Divide the dough in two equal portions. And if not using immediately, wrap the dough (still slightly warm) in plastic wrap and leave at room temperature until required. It can be left overnight.
Make the filling:
Mix all the ingredients for the filling in a bowl, adding the lemon juice gradually until the mixture is spreadable consistency (it should be thick but spreadable).
Assemble, bake, and glaze:
When ready to proceed with baking, center an oven rack and preheat the oven to 350F. On a large sheet of parchment paper, with a floured rolling pin, roll one portion of the dough into 13 x 8 ½-inch rectangle. Transfer the rolled dough right on the parchment onto a large rimmed baking sheet (a 13 x 18-inch half sheet pan works well). There should be at least a 1-inch rim left free on the baking sheet to allow for expansion.

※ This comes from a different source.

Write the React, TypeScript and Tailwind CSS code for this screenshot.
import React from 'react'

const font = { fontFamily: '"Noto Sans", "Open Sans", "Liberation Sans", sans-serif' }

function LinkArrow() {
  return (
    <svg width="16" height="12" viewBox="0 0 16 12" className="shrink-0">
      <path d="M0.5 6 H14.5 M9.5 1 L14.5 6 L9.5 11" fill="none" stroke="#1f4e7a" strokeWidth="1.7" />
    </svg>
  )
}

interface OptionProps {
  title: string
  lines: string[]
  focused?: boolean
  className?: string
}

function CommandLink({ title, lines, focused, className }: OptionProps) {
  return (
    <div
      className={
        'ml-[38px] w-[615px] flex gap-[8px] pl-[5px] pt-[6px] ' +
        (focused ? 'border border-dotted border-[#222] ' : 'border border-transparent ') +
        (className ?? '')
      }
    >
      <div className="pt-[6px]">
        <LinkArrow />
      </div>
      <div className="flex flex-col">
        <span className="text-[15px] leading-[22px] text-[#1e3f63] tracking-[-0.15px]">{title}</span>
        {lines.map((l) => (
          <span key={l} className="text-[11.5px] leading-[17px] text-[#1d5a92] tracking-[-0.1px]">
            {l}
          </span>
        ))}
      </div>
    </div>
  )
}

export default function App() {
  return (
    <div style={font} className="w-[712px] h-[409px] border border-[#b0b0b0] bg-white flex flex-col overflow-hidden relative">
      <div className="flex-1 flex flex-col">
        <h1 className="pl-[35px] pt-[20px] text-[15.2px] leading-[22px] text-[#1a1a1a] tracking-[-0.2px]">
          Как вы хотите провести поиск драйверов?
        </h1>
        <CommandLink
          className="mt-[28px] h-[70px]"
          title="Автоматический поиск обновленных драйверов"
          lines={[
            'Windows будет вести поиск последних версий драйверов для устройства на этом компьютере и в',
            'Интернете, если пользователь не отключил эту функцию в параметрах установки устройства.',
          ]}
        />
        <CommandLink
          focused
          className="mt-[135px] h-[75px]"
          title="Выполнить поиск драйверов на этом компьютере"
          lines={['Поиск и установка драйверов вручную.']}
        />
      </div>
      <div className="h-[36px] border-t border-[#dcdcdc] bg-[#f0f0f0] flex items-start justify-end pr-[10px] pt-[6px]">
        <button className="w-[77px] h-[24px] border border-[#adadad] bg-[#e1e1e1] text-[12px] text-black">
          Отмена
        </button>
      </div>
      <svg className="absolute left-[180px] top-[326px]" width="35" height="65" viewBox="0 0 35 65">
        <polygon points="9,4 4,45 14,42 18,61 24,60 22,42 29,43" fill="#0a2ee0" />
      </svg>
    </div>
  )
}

Roll out the second piece the same size as the first and set aside for a moment.
Spread the filling evenly over the dough on the baking sheet, leaving a ½-inch rim around the edges. Reverse the other half of the dough quickly on top of the filling, peeling off the paper. Press the edges firmly together. You will cut the edges later, so, don’t worry too much about them being perfectly even. Using a toothpick, poke several tiny holes on the top for steam to escape. Bake the lebkuchen until golden, about 25 to 30 minutes. Transfer the cake, still on the baking sheet, onto a cooling rack.

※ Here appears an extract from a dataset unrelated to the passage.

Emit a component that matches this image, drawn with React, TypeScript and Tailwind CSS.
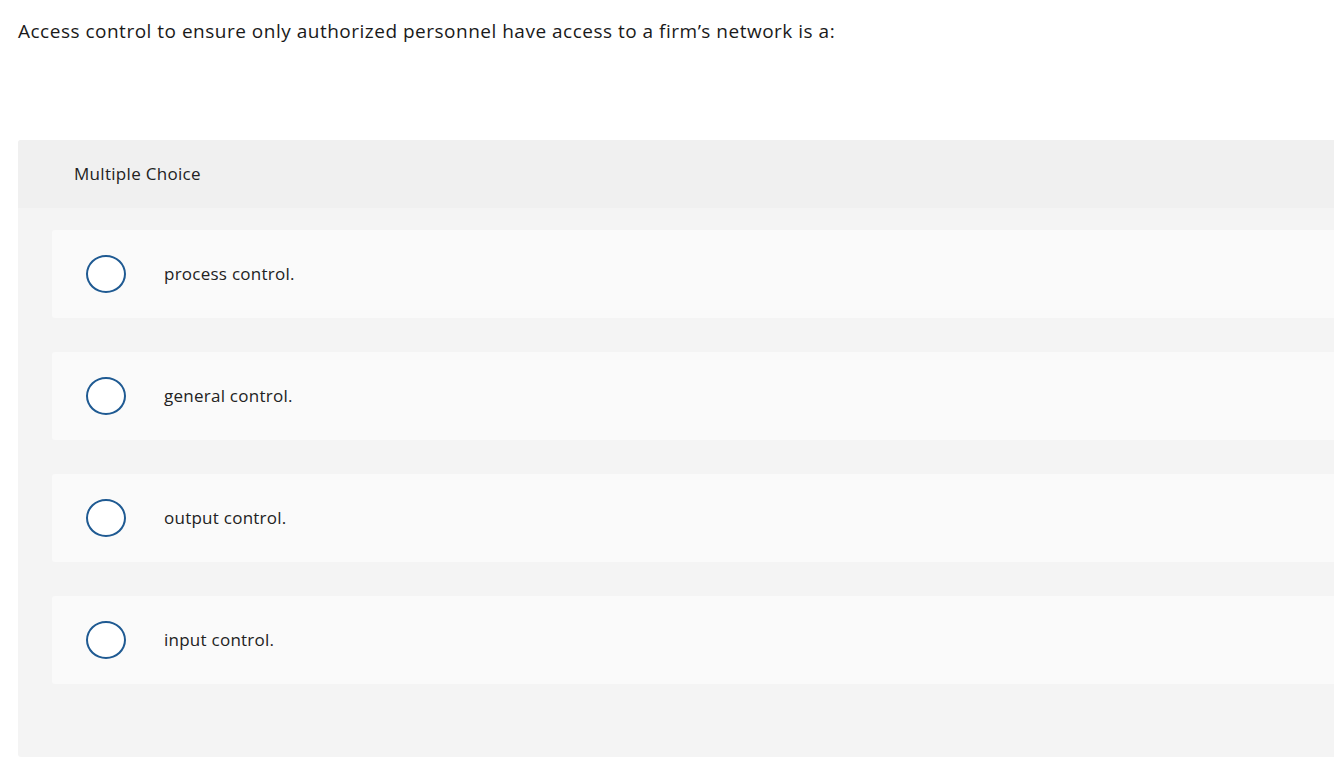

While the cake is baking, make the icing. Put the icing sugar in a medium bowl. Gradually add the lemon juice whisking until the thin icing of pourable consistency forms. While the cake is still warm, pour the icing over it, using a pastry brush to cover it evenly. Work quickly. Allow the icing to set and the cake to cool at room temperature. The author recommends to leave it until the following day to dry, and then trim the outer edges and cut the cake into squares. But I impatiently decided to trim the edges after about 3 hours of cooling (I was anxious to try these out). I sliced the rest of the cake the next day as per the recommendation and found it was more difficult to cut (the icing shattered more). So, I would suggest to let the cake to cool completely (check the bottom of the pan) and then trim the edges and cut the cake into small squares. Or, if you have a large container for storing, don’t cut the cake until you actually need it. The cake will soften overtime and become a bit easier to slice.
Keep the squares in an air-tight container, between the sheets of parchment paper, for several weeks.